Google AdSense (and other advertising products) appear to have turned on a new detection system for violations of their PII policy. Here are a couple of easy steps to fall foul of it without meaning to.
What is a PII (Personally Identifiable Information) Violation?
Specifically the line:
In particular, please make sure that pages that show ads by Google do not contain your visitors' usernames, passwords, email addresses or other personally-identifiable information (PII) in their URLs.
Easy right? Just don't be dumb and pass the visitors info in URL.
Here are a couple of ways to fail at that automatically - you may well be doing them yourself right now.
Fail #1: Your Search Results Page
If like every other site on the Internet, you have a search feature, and like every other search engine (copying Google themselves) you present the search results at a URL with the user's query in a GET parameter e.g.
search/?q=ponies, then you will probably violate AdSense policy eventually.
All but one of the handful of breach notifications I've come across from Google are due to people searching for an email address. That obviously results in a URL that looks like
firstname.lastname@example.org and Google's apparently new automated detection of PII violations flags that.
As an aside, it's quite likely that they are not searching for their own email address and so it's not really PII, but who can know? Google will see an email address in URL and call it a breach.
But that's pretty standard behavior for a search box right? We'll see what we can do in a bit.
Fail #2: Users Saving Your Content For "Offline Use"
Less obviously, you may have users who like to "save" pages on your site for "offline" use. Of course if they really are offline when they view it they will not make any ad requests to Google and you'll be fine.
But in at least one case I've come across, a user saved a page on a site which uses Google AdSense to a folder on their machine like
/Usersemail@example.com/stuff/your-page.htm. They must have loaded this in their browser while still online and the resulting ad calls from the JS embedded in the page when they saved it fire off to Google with
?url=file:///Usersfirstname.lastname@example.org/... in the URL, violating their policy.
Actually in both of these cases it's a little hard to find a good solution. For the first you could perhaps have a special encoding of email addresses in search JS but that goes against the spirit of the policy - the email info is still there if it is in fact PII (probably not if visitor is searching for it but there you go). Not to mention relying on JS instead of regular GET form submission.
It's a nasty hack and misses many other cases. The second example is one of the many possible reasons you would probably never consider which would not be covered by sticking plasters like that.
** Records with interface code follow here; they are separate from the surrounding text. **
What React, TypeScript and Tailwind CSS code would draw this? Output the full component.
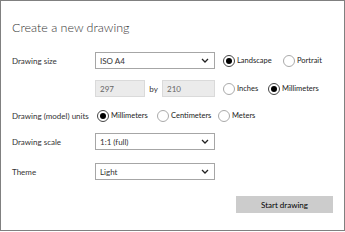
import React from 'react'

const font = { fontFamily: 'Lato, "Noto Sans", sans-serif' }

function Chevron() {
  return (
    <svg width="8" height="5" viewBox="0 0 8 5" className="shrink-0">
      <polyline points="1,1 4,4 7,1" fill="none" stroke="#222" strokeWidth="1.3" />
    </svg>
  )
}

function Select({ value }: { value: string }) {
  return (
    <div className="w-[120px] h-[17px] border border-[#a6a6a6] bg-white flex items-center justify-between pl-[4px] pr-[5px] text-[8px] text-[#333]">
      <span>{value}</span>
      <Chevron />
    </div>
  )
}

// className carries the slot width, so each circle lands where the reference has it
function Radio({ label, checked, className }: { label: string; checked?: boolean; className?: string }) {
  return (
    <div className={'flex items-center gap-[2px] whitespace-nowrap text-[7.5px] text-[#222] ' + (className || '')}>
      <div className={'w-[12px] h-[12px] shrink-0 rounded-full border flex items-center justify-center bg-white ' + (checked ? 'border-[#444]' : 'border-[#aaa]')}>
        {checked && <div className="w-[6px] h-[6px] rounded-full bg-black" />}
      </div>
      <span>{label}</span>
    </div>
  )
}

function Label({ text }: { text: string }) {
  return <div className="w-[83px] shrink-0 text-[8px] text-[#333]">{text}</div>
}

export default function App() {
  return (
    <div style={font} className="w-[345px] h-[231px] border border-[#808080] bg-white pl-[11px] pr-[11px] flex flex-col">
      <h1 className="mt-[17px] h-[20px] leading-[20px] text-[12.5px] font-light text-[#333]">Create a new drawing</h1>

      {/* Drawing size */}
      <div className="mt-[14px] h-[17px] flex items-center">
        <Label text="Drawing size" />
        <Select value="ISO A4" />
        <div className="ml-[8px] flex items-center">
          <Radio label="Landscape" checked className="w-[60px]" />
          <Radio label="Portrait" />
        </div>
      </div>

      <div className="mt-[11px] h-[17px] flex items-center">
        <div className="w-[83px] shrink-0" />
        <div className="w-[50px] h-[17px] border border-[#dadada] bg-[#ebebeb] pl-[4px] flex items-center text-[8px] text-[#666]">297</div>
        <span className="w-[17px] text-center text-[8px] text-[#333]">by</span>
        <div className="w-[53px] h-[17px] border border-[#dadada] bg-[#ebebeb] pl-[4px] flex items-center text-[8px] text-[#666]">210</div>
        <div className="ml-[8px] flex items-center">
          <Radio label="Inches" className="w-[45px]" />
          <Radio label="Millimeters" checked />
        </div>
      </div>

      {/* Units */}
      <div className="mt-[10px] h-[17px] flex items-center">
        <Label text="Drawing (model) units" />
        <div className="ml-[2px] flex items-center">
          <Radio label="Millimeters" checked className="w-[60px]" />
          <Radio label="Centimeters" className="w-[61px]" />
          <Radio label="Meters" />
        </div>
      </div>

      <div className="mt-[9px] h-[17px] flex items-center">
        <Label text="Drawing scale" />
        <Select value="1:1 (full)" />
      </div>

      <div className="mt-[13px] h-[17px] flex items-center">
        <Label text="Theme" />
        <Select value="Light" />
      </div>

      <div className="mt-[16px] flex justify-end">
        <button className="w-[97px] h-[17px] bg-[#cccccc] text-[8px] text-black">Start drawing</button>
      </div>
    </div>
  )
}
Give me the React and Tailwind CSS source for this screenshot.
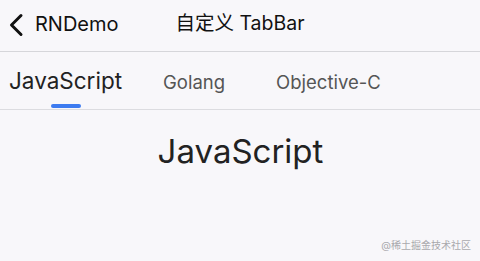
const tabs = ["JavaScript", "Golang", "Objective-C"];

const BackIcon = () => (
  <svg width="16" height="24" viewBox="0 0 16 24" fill="none">
    <path
      d="M13 2.5L3.5 12L13 21.5"
      stroke="#111"
      strokeWidth="3"
      strokeLinecap="round"
      strokeLinejoin="round"
    />
  </svg>
);

const App = () => {
  const active = 0;

  return (
    <div
      className="relative w-[480px] h-[261px] bg-[#f8f7fa] overflow-hidden"
      style={{ fontFamily: "Inter, 'Noto Sans CJK SC', sans-serif" }}
    >
      {/* Header */}
      <div className="grid grid-cols-3 items-center h-[52px] border-b border-[#d6d6da] pb-[3px]">
        <div className="flex items-center">
          <div className="ml-[8px] mt-[2px]">
            <BackIcon />
          </div>
          <span className="ml-[11px] text-[20px] leading-none text-[#111]">RNDemo</span>
        </div>
        <div className="justify-self-center whitespace-nowrap text-[19.5px] leading-none text-[#111]">
          自定义 TabBar
        </div>
        <div />
      </div>

      {/* Tabs */}
      <div className="relative flex items-end h-[58px] border-b border-[#dcdce0]">
        {tabs.map((tab, i) => (
          <div
            key={tab}
            className={
              i === 0 ? "ml-[9px] relative pb-[17px]" : i === 1 ? "ml-[41px] pb-[18px]" : "ml-[51px] pb-[18px]"
            }
          >
            <span
              className={
                i === active
                  ? "block text-[22.5px] leading-none text-[#222]"
                  : "block text-[18.5px] leading-none text-[#555]"
              }
            >
              {tab}
            </span>
            {i === active && (
              <div className="absolute left-1/2 -translate-x-1/2 bottom-[1px] w-[30px] h-[4px] rounded-full bg-[#3d7bf0]" />
            )}
          </div>
        ))}
      </div>

      {/* Content */}
      <div className="flex justify-center pt-[25px] pl-[1px]">
        <span className="text-[33px] leading-none text-[#222]">{tabs[active]}</span>
      </div>

      <div className="absolute right-[9px] top-[240px] text-[10px] leading-none text-[#a9a9ad]">
        @稀土掘金技术社区
      </div>
    </div>
  );
};

export default App;
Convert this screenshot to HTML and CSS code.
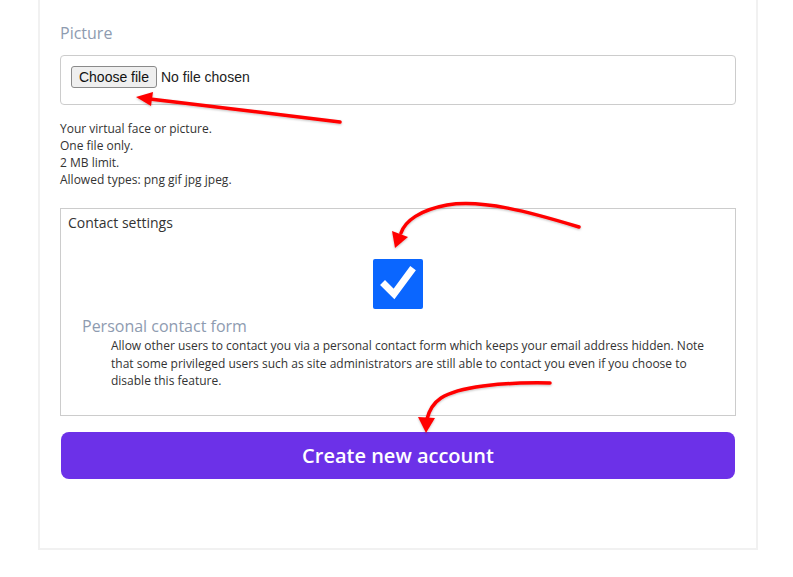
FILE: index.html
```html
<!DOCTYPE html>
<html lang="en">
<head>
<meta charset="utf-8">
<title>Create new account</title>
<link rel="stylesheet" href="styles.css">
</head>
<body>
<div class="page">
  <form class="card">
    <div class="field">
      <label class="field-label" for="picture">Picture</label>
      <div class="file-box">
        <input class="file-input" type="file" id="picture">
        <label class="file-button" for="picture">Choose file</label>
        <span class="file-name">No file chosen</span>
      </div>
      <div class="help">
        <div>Your virtual face or picture.</div>
        <div>One file only.</div>
        <div>2 MB limit.</div>
        <div>Allowed types: png gif jpg jpeg.</div>
      </div>
    </div>

    <div class="fieldset">
      <div class="fieldset-title">Contact settings</div>
      <div class="check-row">
        <span class="checkbox" role="checkbox" aria-checked="true">
          <svg viewBox="0 0 50 50" width="50" height="50"><polyline points="12,26 21,35 38,12" fill="none" stroke="#fff" stroke-width="7" stroke-linecap="square" stroke-linejoin="miter"/></svg>
        </span>
      </div>
      <div class="check-label">Personal contact form</div>
      <div class="check-desc">Allow other users to contact you via a personal contact form which keeps your email address hidden. Note that some privileged users such as site administrators are still able to contact you even if you choose to disable this feature.</div>
    </div>

    <button class="submit" type="button">Create new account</button>
  </form>

  <svg class="annotations" width="793" height="577" viewBox="0 0 793 577">
    <defs>
      <filter id="sh" x="-20%" y="-20%" width="140%" height="140%">
        <feDropShadow dx="0" dy="1" stdDeviation="1" flood-color="#000" flood-opacity="0.25"/>
      </filter>
    </defs>
    <g filter="url(#sh)" fill="#ff0000" stroke="#ff0000">
      <line x1="340" y1="122" x2="150" y2="99" stroke-width="3.5" stroke-linecap="round"/>
      <polygon stroke="none" points="136,97 153,92 151,106"/>

      <path d="M579,227 C530,212 482,199 447,205 C420,210 405,221 401,233" fill="none" stroke-width="3.5" stroke-linecap="round"/>
      <polygon stroke="none" points="395,248 392,231 408,237"/>

      <path d="M550,383 C500,382 458,387 441,398 C432,404 429,411 427,419" fill="none" stroke-width="3.5" stroke-linecap="round"/>
      <polygon stroke="none" points="426,433 418,417 435,418"/>
    </g>
  </svg>
</div>
</body>
</html>
```

FILE: styles.css
```css
html, body {
  margin: 0;
  padding: 0;
  background: #ffffff;
}

.page {
  position: relative;
  width: 793px;
  height: 577px;
  overflow: hidden;
  font-family: "Open Sans", "Liberation Sans", sans-serif;
  color: #333333;
}

.card {
  box-sizing: border-box;
  margin-left: 38px;
  width: 720px;
  height: 550px;
  border: 2px solid #f1f1f1;
  border-top: none;
  padding: 22px 20px 0 20px;
  display: flex;
  flex-direction: column;
}

.field {
  display: flex;
  flex-direction: column;
}

.field-label {
  font-size: 16px;
  line-height: 22px;
  color: #8e9bb0;
  margin-bottom: 11px;
}

.file-box {
  box-sizing: border-box;
  height: 50px;
  border: 1px solid #cccccc;
  border-radius: 4px;
  padding: 10px 10px;
  display: flex;
  align-items: flex-start;
  font-family: "Liberation Sans", Arial, sans-serif;
  font-size: 14px;
  color: #222;
}

.file-input {
  display: none;
}

.file-button {
  box-sizing: border-box;
  display: block;
  width: 86px;
  height: 22px;
  line-height: 20px;
  text-align: center;
  border: 1px solid #8a8a8a;
  border-radius: 3px;
  background: #efefef;
  color: #111;
}

.file-name {
  display: block;
  margin-left: 4px;
  line-height: 22px;
}

.help {
  margin-top: 15px;
  font-size: 12px;
  line-height: 17px;
  color: #333333;
}

.fieldset {
  box-sizing: border-box;
  margin-top: 20px;
  height: 208px;
  border: 1px solid #cccccc;
  padding: 4px 7px 0 7px;
  display: flex;
  flex-direction: column;
}

.fieldset-title {
  font-size: 14px;
  line-height: 20px;
  color: #333333;
}

.check-row {
  display: flex;
  justify-content: center;
  margin-top: 26px;
}

.checkbox {
  display: block;
  width: 50px;
  height: 50px;
  background: #0a66ff;
  border-radius: 2px;
}

.checkbox svg {
  display: block;
}

.check-label {
  margin-top: 6px;
  margin-left: 14px;
  font-size: 16px;
  line-height: 22px;
  color: #8e9bb0;
}

.check-desc {
  margin-left: 43px;
  margin-right: 20px;
  font-size: 12px;
  line-height: 17.5px;
  color: #333333;
}

.submit {
  box-sizing: border-box;
  margin-top: 16px;
  margin-left: 1px;
  width: 674px;
  height: 47px;
  border: none;
  border-radius: 8px;
  background: #6c31e8;
  color: #ffffff;
  font-family: "Open Sans", "Liberation Sans", sans-serif;
  font-weight: 600;
  font-size: 20px;
  line-height: 47px;
  padding: 0;
  text-align: center;
}

.annotations {
  position: absolute;
  left: 0;
  top: 0;
  pointer-events: none;
}
```
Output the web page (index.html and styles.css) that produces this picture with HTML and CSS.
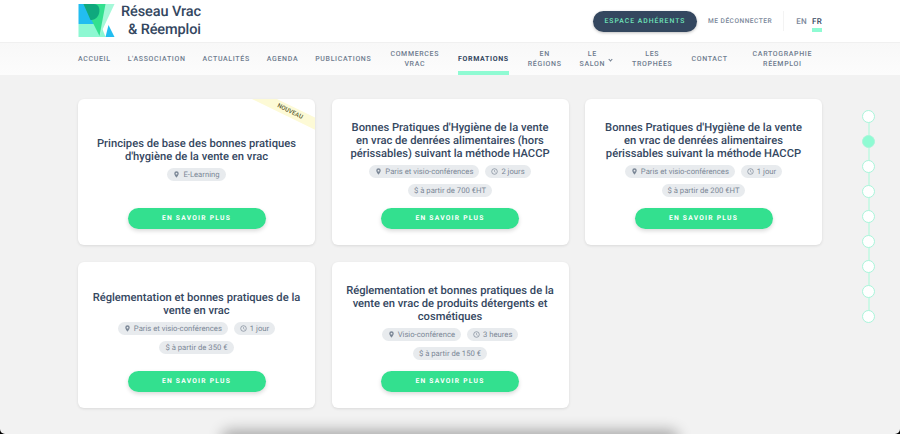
FILE: index.html
```html
<!DOCTYPE html>
<html>
<head>
  <title>Formations - Réseau Vrac &amp; Réemploi</title>
  <link rel="stylesheet" href="styles.css">
</head>
<body>
  <header class="top">
    <a class="logo">
      <svg width="37" height="33" viewBox="0 0 36 33">
        <polygon points="0,0 15,0 22,20 0,20" fill="#22bdf0"/>
        <polygon points="0,20 22,20 27,33 0,33" fill="#8df8d2"/>
        <polygon points="27,33 36,33 30,21" fill="#22bdf0"/>
        <polygon points="18,0 36,0 21,32" fill="#a5f8d8"/>
        <polygon points="5,0 27,0 21,32" fill="#33e08f"/>
        <path d="M5,0 H15 C21,0 22,6 20,11 C18,15 15,16 12,16 Z" fill="#0fa87d"/>
      </svg>
      <span class="logo-text">Réseau Vrac<br>&amp; Réemploi</span>
    </a>
    <div class="top-right">
      <a class="btn-member">ESPACE ADHÉRENTS</a>
      <a class="logout">ME DÉCONNECTER</a>
      <div class="langs">
        <a>EN</a>
        <a class="active">FR</a>
      </div>
    </div>
  </header>

  <nav class="menu">
    <a>ACCUEIL</a>
    <a>L'ASSOCIATION</a>
    <a>ACTUALITÉS</a>
    <a>AGENDA</a>
    <a>PUBLICATIONS</a>
    <a class="two">COMMERCES<br>VRAC</a>
    <a class="current">FORMATIONS</a>
    <a class="two">EN<br>RÉGIONS</a>
    <a class="two drop">LE<br>SALON</a>
    <a class="two">LES<br>TROPHÉES</a>
    <a>CONTACT</a>
    <a class="two last">CARTOGRAPHIE<br>RÉEMPLOI</a>
  </nav>

  <main class="cards">
    <article class="card">
      <span class="ribbon"><b>NOUVEAU</b></span>
      <h3>Principes de base des bonnes pratiques d'hygiène de la vente en vrac</h3>
      <div class="tags">
        <span class="tag"><svg class="ico" viewBox="0 0 10 10"><path d="M5 0.5a3.2 3.2 0 0 0-3.2 3.2C1.8 6 5 9.5 5 9.5S8.2 6 8.2 3.700A3.200 3.200 0 0 0 5 0.500zM5 5a1.200 1.200 0 1 1 0-2.500A1.200 1.200 0 0 1 5 5z" fill="#7b8796"/></svg>E-Learning</span>
      </div>
      <a class="more">EN SAVOIR PLUS</a>
    </article>

    <article class="card">
      <h3>Bonnes Pratiques d'Hygiène de la vente en vrac de denrées alimentaires (hors périssables) suivant la méthode HACCP</h3>
      <div class="tags">
        <span class="tag"><svg class="ico" viewBox="0 0 10 10"><path d="M5 0.5a3.2 3.2 0 0 0-3.2 3.2C1.8 6 5 9.5 5 9.5S8.2 6 8.2 3.700A3.200 3.200 0 0 0 5 0.500zM5 5a1.200 1.200 0 1 1 0-2.500A1.200 1.200 0 0 1 5 5z" fill="#7b8796"/></svg>Paris et visio-conférences</span>
        <span class="tag"><svg class="ico" viewBox="0 0 10 10"><circle cx="5" cy="5" r="4" fill="none" stroke="#7b8796"/><path d="M5 2.800V5.200L6.600 6.200" fill="none" stroke="#7b8796" stroke-width="0.8"/></svg>2 jours</span>
        <span class="tag">$ à partir de 700 €HT</span>
      </div>
      <a class="more">EN SAVOIR PLUS</a>
    </article>

    <article class="card">
      <h3>Bonnes Pratiques d'Hygiène de la vente en vrac de denrées alimentaires périssables suivant la méthode HACCP</h3>
      <div class="tags">
        <span class="tag"><svg class="ico" viewBox="0 0 10 10"><path d="M5 0.5a3.2 3.2 0 0 0-3.2 3.2C1.8 6 5 9.5 5 9.5S8.2 6 8.2 3.700A3.200 3.200 0 0 0 5 0.500zM5 5a1.200 1.200 0 1 1 0-2.500A1.200 1.200 0 0 1 5 5z" fill="#7b8796"/></svg>Paris et visio-conférences</span>
        <span class="tag"><svg class="ico" viewBox="0 0 10 10"><circle cx="5" cy="5" r="4" fill="none" stroke="#7b8796"/><path d="M5 2.800V5.200L6.600 6.200" fill="none" stroke="#7b8796" stroke-width="0.8"/></svg>1 jour</span>
        <span class="tag">$ à partir de 200 €HT</span>
      </div>
      <a class="more">EN SAVOIR PLUS</a>
    </article>

    <article class="card">
      <h3>Réglementation et bonnes pratiques de la vente en vrac</h3>
      <div class="tags">
        <span class="tag"><svg class="ico" viewBox="0 0 10 10"><path d="M5 0.5a3.2 3.2 0 0 0-3.2 3.2C1.8 6 5 9.5 5 9.5S8.2 6 8.2 3.700A3.200 3.200 0 0 0 5 0.500zM5 5a1.200 1.200 0 1 1 0-2.500A1.200 1.200 0 0 1 5 5z" fill="#7b8796"/></svg>Paris et visio-conférences</span>
        <span class="tag"><svg class="ico" viewBox="0 0 10 10"><circle cx="5" cy="5" r="4" fill="none" stroke="#7b8796"/><path d="M5 2.800V5.200L6.600 6.200" fill="none" stroke="#7b8796" stroke-width="0.8"/></svg>1 jour</span>
        <span class="tag">$ à partir de 350 €</span>
      </div>
      <a class="more">EN SAVOIR PLUS</a>
    </article>

    <article class="card">
      <h3>Réglementation et bonnes pratiques de la vente en vrac de produits détergents et cosmétiques</h3>
      <div class="tags">
        <span class="tag"><svg class="ico" viewBox="0 0 10 10"><path d="M5 0.5a3.2 3.2 0 0 0-3.2 3.2C1.8 6 5 9.5 5 9.5S8.2 6 8.2 3.700A3.200 3.200 0 0 0 5 0.500zM5 5a1.200 1.200 0 1 1 0-2.500A1.200 1.200 0 0 1 5 5z" fill="#7b8796"/></svg>Visio-conférence</span>
        <span class="tag"><svg class="ico" viewBox="0 0 10 10"><circle cx="5" cy="5" r="4" fill="none" stroke="#7b8796"/><path d="M5 2.800V5.200L6.600 6.200" fill="none" stroke="#7b8796" stroke-width="0.8"/></svg>3 heures</span>
        <span class="tag">$ à partir de 150 €</span>
      </div>
      <a class="more">EN SAVOIR PLUS</a>
    </article>
  </main>

  <div class="pager">
    <span></span>
    <span class="on"></span>
    <span></span>
    <span></span>
    <span></span>
    <span></span>
    <span></span>
    <span></span>
    <span></span>
  </div>

  <div class="bottom-shadow"></div>
</body>
</html>
```

FILE: styles.css
```css
/* Page */
html {
  background-color: #000;
}

body {
  margin: 0;
  height: 434px;
  overflow: hidden;
  position: relative;
  border-radius: 0 0 5px 5px;
  font-family: Roboto, Arial, sans-serif;
  text-rendering: geometricPrecision;
  background-color: #f2f2f2;
  color: #34475f;
}

/* Header */
.top {
  display: flex;
  justify-content: space-between;
  align-items: center;
  height: 43px;
  padding: 0 78px;
  background-color: #fff;
  box-sizing: border-box;
  border-bottom: 1px solid #f0f0f0;
}

.logo {
  display: flex;
  align-items: center;
  gap: 6px;
  margin-bottom: 1px;
}

.logo-text {
  font-size: 14.5px;
  font-weight: 500;
  line-height: 18px;
  letter-spacing: -0.1px;
  text-align: right;
}

.top-right {
  display: flex;
  align-items: center;
}

.btn-member {
  width: 104px;
  height: 21px;
  line-height: 21px;
  text-align: center;
  border-radius: 11px;
  background-color: #34475f;
  color: #6fe3b9;
  font-size: 6.8px;
  font-weight: 500;
  letter-spacing: 1px;
  box-shadow: 0 1px 3px rgba(0, 0, 0, 0.25);
}

.logout {
  margin-left: 11px;
  font-size: 6.600px;
  font-weight: 500;
  letter-spacing: 0.5px;
  color: #7a8799;
}

.langs {
  display: flex;
  gap: 5px;
  margin-left: 11px;
  padding-left: 12px;
  border-left: 1px solid #f3f3f3;
  height: 20px;
  align-items: center;
  font-size: 8px;
  font-weight: 500;
  letter-spacing: 0.3px;
  color: #7a8799;
}

.langs .active {
  position: relative;
  color: #34475f;
}

.langs .active::after {
  content: "";
  position: absolute;
  left: 0;
  right: 0;
  bottom: -6px;
  height: 4px;
  background-color: #8ffbd3;
}

/* Menu */
.menu {
  display: flex;
  align-items: center;
  gap: 17px;
  height: 32px;
  padding: 0 78px;
  background: linear-gradient(#f8f8f8, #fcfcfc);
  font-size: 7px;
  font-weight: 500;
  letter-spacing: 0.66px;
  line-height: 10.500px;
  text-align: center;
  color: #6e7c8f;
}

.menu a {
  display: block;
  position: relative;
}

.menu .two {
  padding: 0 2px;
}

.menu .current {
  align-self: stretch;
  display: flex;
  align-items: center;
  color: #34475f;
  font-weight: 700;
}

.menu .current::after {
  content: "";
  position: absolute;
  left: 0;
  right: 0;
  bottom: 0;
  height: 4px;
  background-color: #8ffbd3;
}

.menu .drop {
  margin: 0 6px 0 -3px;
}

.menu .drop::after {
  content: "";
  position: absolute;
  right: -5px;
  top: 9px;
  width: 2px;
  height: 2px;
  border-right: 1px solid #6e7c8f;
  border-bottom: 1px solid #6e7c8f;
  transform: rotate(45deg);
}

.menu .last {
  margin-left: 6px;
}

/* Cards */
.cards {
  display: grid;
  grid-template-columns: repeat(3, 237px);
  grid-auto-rows: 146px;
  gap: 17px 16.500px;
  padding: 24px 0 0 78px;
}

.card {
  position: relative;
  overflow: hidden;
  display: flex;
  flex-direction: column;
  align-items: center;
  box-sizing: border-box;
  padding: 11px 14px 16px;
  border-radius: 6px;
  background-color: #fff;
  box-shadow: 0 1px 3px rgba(0, 0, 0, 0.1);
}

.card h3 {
  margin: auto 0 0;
  font-size: 11.200px;
  font-weight: 500;
  line-height: 13px;
  text-align: center;
  color: #34475f;
}

.tags {
  display: flex;
  flex-wrap: wrap;
  justify-content: center;
  gap: 6px;
  margin: 5px 0 auto;
}

.tag {
  display: inline-flex;
  align-items: center;
  gap: 2px;
  height: 13px;
  padding: 0 6px;
  border-radius: 7px;
  background-color: #e8ebee;
  color: #7b8796;
  font-size: 7.700px;
}

.ico {
  width: 7px;
  height: 7px;
  margin-right: 1px;
}

.more {
  display: block;
  width: 138px;
  height: 21px;
  line-height: 21px;
  flex: none;
  border-radius: 11px;
  background-color: #33e08f;
  color: #fff;
  font-size: 6.700px;
  font-weight: 700;
  letter-spacing: 1.250px;
  text-align: center;
  box-shadow: 0 2px 4px rgba(0, 0, 0, 0.15);
}

/* Ribbon */
.ribbon {
  position: absolute;
  top: 7px;
  right: -20px;
  width: 90px;
  height: 11px;
  line-height: 11px;
  text-align: center;
  transform: rotate(26deg);
  background-color: #fdfad6;
  color: #5b5a32;
  font-size: 6px;
}

.ribbon b {
  font-weight: 500;
}

/* Side pager */
.pager {
  position: absolute;
  left: 862px;
  top: 110px;
  display: flex;
  flex-direction: column;
  gap: 12px;
}

.pager::before {
  content: "";
  position: absolute;
  left: 5.500px;
  top: 6px;
  bottom: 6px;
  width: 2px;
  background-color: #cdf7e6;
}

.pager span {
  position: relative;
  width: 13px;
  height: 13px;
  box-sizing: border-box;
  border: 1px solid #a9f5da;
  border-radius: 50%;
  background-color: #fff;
}

.pager .on {
  background-color: #8ffbd3;
}

/* Shadow along the bottom edge */
.bottom-shadow {
  position: absolute;
  left: 225px;
  right: 225px;
  bottom: -10px;
  height: 10px;
  border-radius: 6px;
  box-shadow: 0 0 14px 4px rgba(0, 0, 0, 0.3);
}
```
It would seem the most pragmatic solution is to adjust your ad serving logic to scan URL and referrer for email addresses and just opt to not show ads on that page if you find any. Hopefully it's rare enough not to lose you too much revenue and the alternatives are likely more expensive.
One thing to note though: checking for email addresses on server side is probably not enough. It wouldn't have caught that second case above and there are many other cases where it might not work.
So if you rely totally on Google's provided libraries to display your ads, you may need to write a small wrapper to handle this case on the client side. It seems like this should be something Google's JS does automatically or at least something you can opt-in to.